I don't understand why there is jealousy or envy among colleagues: it is not my case, but perhaps because I had special needs. I am a technician. In technical institutes, there are technical-practical teachers who always work in the presence of a theoretical teacher. The theoretical teacher deals with the theoretical themes in the classroom; once a concept is acquired, students and the theory teacher come to the laboratory to put it into practice. So I have to interact with a theoretical teacher as well as they have to interact with me. So there is no jealousy, this situation allows us to confront each other, not to live in a bubble. For others it's difficult, it's jealousy, but mostly it's fear.
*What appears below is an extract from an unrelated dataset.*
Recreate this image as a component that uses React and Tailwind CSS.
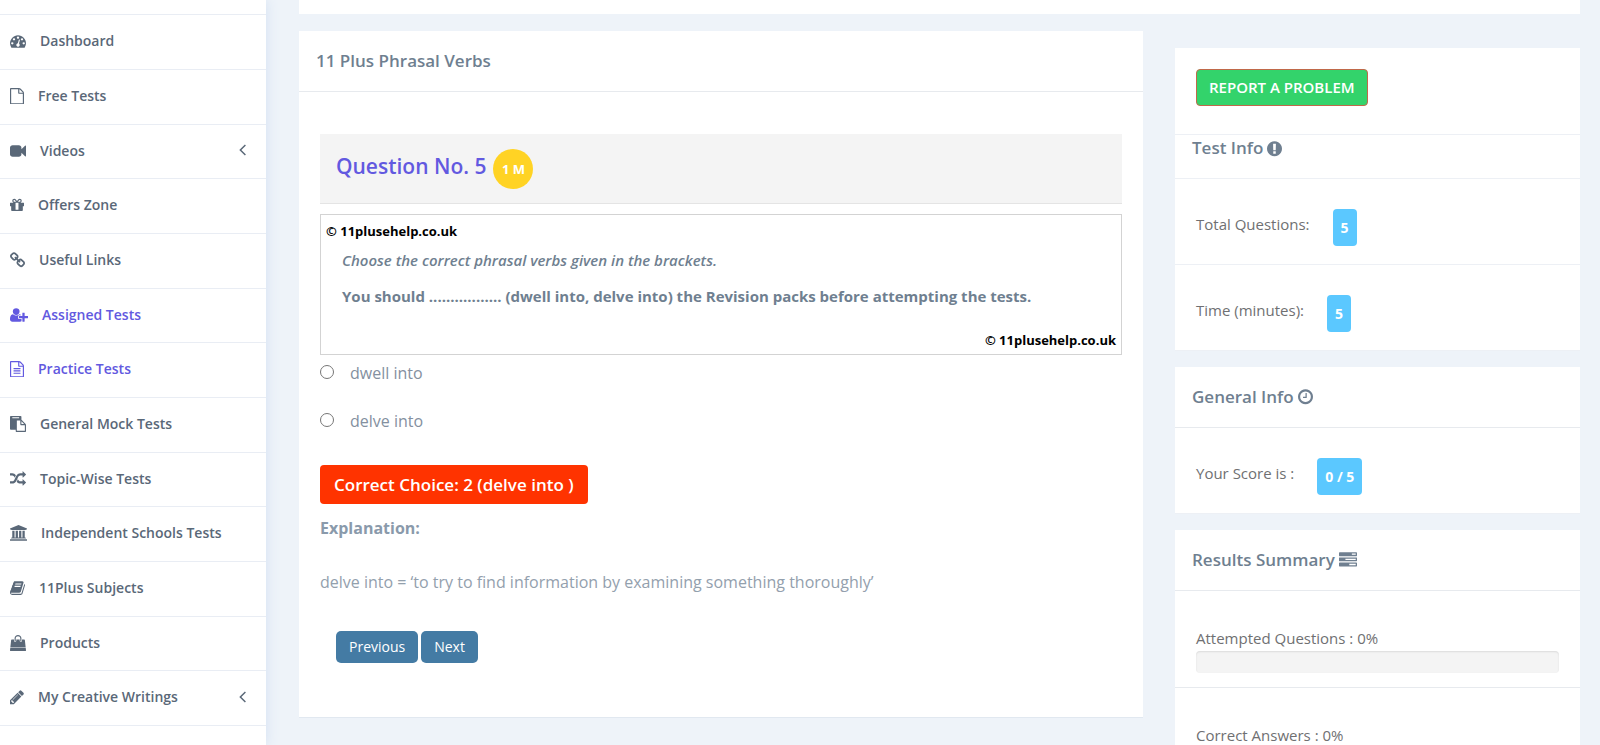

It is more the fear of being judged. If it's students judging us, that's one thing, it's easy to deal with. But if it's a colleague, then everyone feels under scrutiny. Then it becomes routine, and even new people get used to it.
Colleagues who lecture with the door open are viewed with suspicion, as exhibitionists.
It is a fear, it is certainly unfounded, because in forty years, in more than forty years of work, I can say that most teachers are very well prepared, they put their heart and soul into their work. And they do it out of passion, for very few of them this is a fallback.
Of course, there are those who are more skilled, those who are less skilled, those who are more motivated, those who have more knowledge... But it is not an evaluation, it is an exchange.
Positive effects of the measures introduced
The reform that brought us school autonomy includes time for research... In terms of didactic research, schools should be autonomous. We create "environments ", networks of schools in the same area that have pooled their potential, their experience, their heritage, to share it with others. Each environment (ambito) deals with different aspects of the school: safety, discipline, etc. This has become a practice that greatly facilitates the work of schools because it allows us to make the best use of the few resources we have. By creating networks, the few resources become sufficient to provide a service.